Now, we plug these into our integration by parts formula:
$\int x e^{-2x} dx = (x)\left(-\frac{1}{2} e^{-2x}\right) - \int \left(-\frac{1}{2} e^{-2x}\right) dx$
$= -\frac{1}{2} x e^{-2x} + \frac{1}{2} \int e^{-2x} dx$
$= -\frac{1}{2} x e^{-2x} + \frac{1}{2} \left(-\frac{1}{2} e^{-2x}\right)$
$= -\frac{1}{2} x e^{-2x} - \frac{1}{4} e^{-2x}$

Now that we've solved the indefinite integral, we need to evaluate it from 0 to 'b':
$\left[ -\frac{1}{2} x e^{-2x} - \frac{1}{4} e^{-2x} \right]_{0}^{b}$
First, plug in 'b': $\left( -\frac{1}{2} b e^{-2b} - \frac{1}{4} e^{-2b} \right)$
Then, subtract what we get when we plug in '0': $-\left( -\frac{1}{2} (0) e^{-2(0)} - \frac{1}{4} e^{-2(0)} \right)$
Let's simplify that second part: $-\left( 0 - \frac{1}{4} (1) \right) = -(-\frac{1}{4}) = \frac{1}{4}$.

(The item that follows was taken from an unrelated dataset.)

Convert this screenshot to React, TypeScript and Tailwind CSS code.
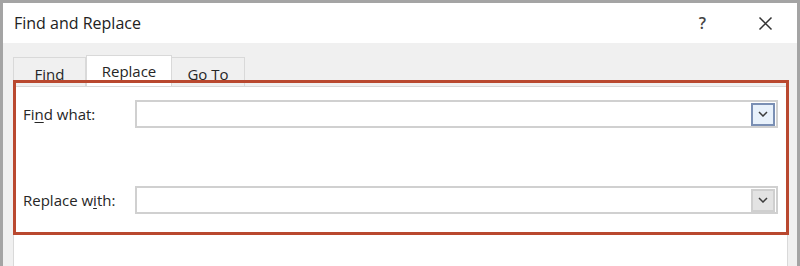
import React from 'react';

const font = { fontFamily: '"Open Sans", "Noto Sans", sans-serif' };

const Chevron: React.FC = () => (
  <svg width="10" height="6" viewBox="0 0 10 6" fill="none">
    <path d="M1 1l4 4 4-4" stroke="#3c3c3c" strokeWidth="1.5" />
  </svg>
);

const ComboRow: React.FC<{ label: React.ReactNode; active?: boolean }> = ({ label, active }) => (
  <div className="flex items-center h-[28px]">
    <div className="w-[119px] pl-[7px] text-[15px] text-[#262626]">{label}</div>
    <div className="flex-1 h-[28px] border-2 border-[#d0d0d0] bg-white flex items-center justify-end pr-[1px]">
      <div
        className={
          active
            ? 'w-[24px] h-[23px] border-2 border-[#7a8fb4] bg-[#e8f1fb] flex items-center justify-center'
            : 'w-[24px] h-[23px] border-2 border-[#cfcfcf] bg-[#e3e3e3] flex items-center justify-center'
        }
      >
        <Chevron />
      </div>
    </div>
  </div>
);

export default function App() {
  return (
    <div
      className="w-[800px] h-[266px] flex flex-col bg-[#f0f0f0] border-t-[3px] border-l-[3px] border-r-[3px] border-[#a4a4a4] overflow-hidden"
      style={font}
    >
      <div className="h-[40px] bg-white flex items-center pl-[11px] pr-[20px] shrink-0">
        <span className="text-[16px] text-[#222]">Find and Replace</span>
        <span className="ml-auto text-[16px] font-semibold text-[#444] mr-[52px]">?</span>
        <svg width="15" height="15" viewBox="0 0 15 15" className="mr-[4px]">
          <path d="M1.5 1.5l12 12M13.5 1.5l-12 12" stroke="#333" strokeWidth="1.5" />
        </svg>
      </div>

      <div className="flex-1 flex flex-col pl-[10px] pr-[9px] pt-[12px]">
        <div className="flex items-end h-[31px] text-[15px] text-[#262626]">
          <div className="w-[73px] h-[29px] border border-b-0 border-[#d9d9d9] bg-[#f0f0f0] flex items-center justify-center pt-[4px]">
            Find
          </div>
          <div className="w-[86px] h-[31px] border border-b-0 border-[#d9d9d9] bg-white flex items-center justify-center">
            Replace
          </div>
          <div className="w-[73px] h-[29px] border border-b-0 border-l-0 border-[#d9d9d9] bg-[#f0f0f0] flex items-center justify-center pt-[4px]">
            Go To
          </div>
        </div>

        <div className="flex-1 bg-white border border-[#d9d9d9] border-b-0">
          <div className="relative z-10 -mt-[7px] -ml-px mr-[-2px] border-[3px] border-[#b9482f] pt-[17px] pb-[18px] pr-[8px] flex flex-col gap-[58px]">
            <ComboRow
              active
              label={
                <>
                  Fi<span className="underline underline-offset-2">n</span>d what:
                </>
              }
            />
            <ComboRow
              label={
                <>
                  Replace w<span className="underline underline-offset-2">i</span>th:
                </>
              }
            />
          </div>
        </div>
      </div>
    </div>
  );
}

So, the whole expression becomes: $-\frac{1}{2} b e^{-2b} - \frac{1}{4} e^{-2b} + \frac{1}{4}$.

Finally, we take the limit as 'b' goes to infinity:
$\lim_{b \to +\infty} \left( -\frac{1}{2} b e^{-2b} - \frac{1}{4} e^{-2b} + \frac{1}{4} \right)$

Let's look at each part:
* $\lim_{b \to +\infty} -\frac{1}{4} e^{-2b}$: As 'b' gets huge, $e^{-2b}$ gets super tiny (close to 0). So this part goes to 0.
* $\lim_{b \to +\infty} -\frac{1}{2} b e^{-2b}$: This one is like $\lim_{b \to +\infty} -\frac{b}{2e^{2b}}$. When you have 'b' on top and $e^{2b}$ on the bottom, the exponential function $e^{2b}$ grows much, much faster than 'b'. So, the whole fraction goes to 0. (You might learn a rule called L'Hopital's Rule for this, but the key idea is that exponentials dominate polynomials).
* The last part is just $\frac{1}{4}$, which doesn't change.

So, adding it all up: $0 - 0 + \frac{1}{4} = \frac{1}{4}$.

Since we got a specific, finite number, the integral converges to $\frac{1}{4}$. Awesome job!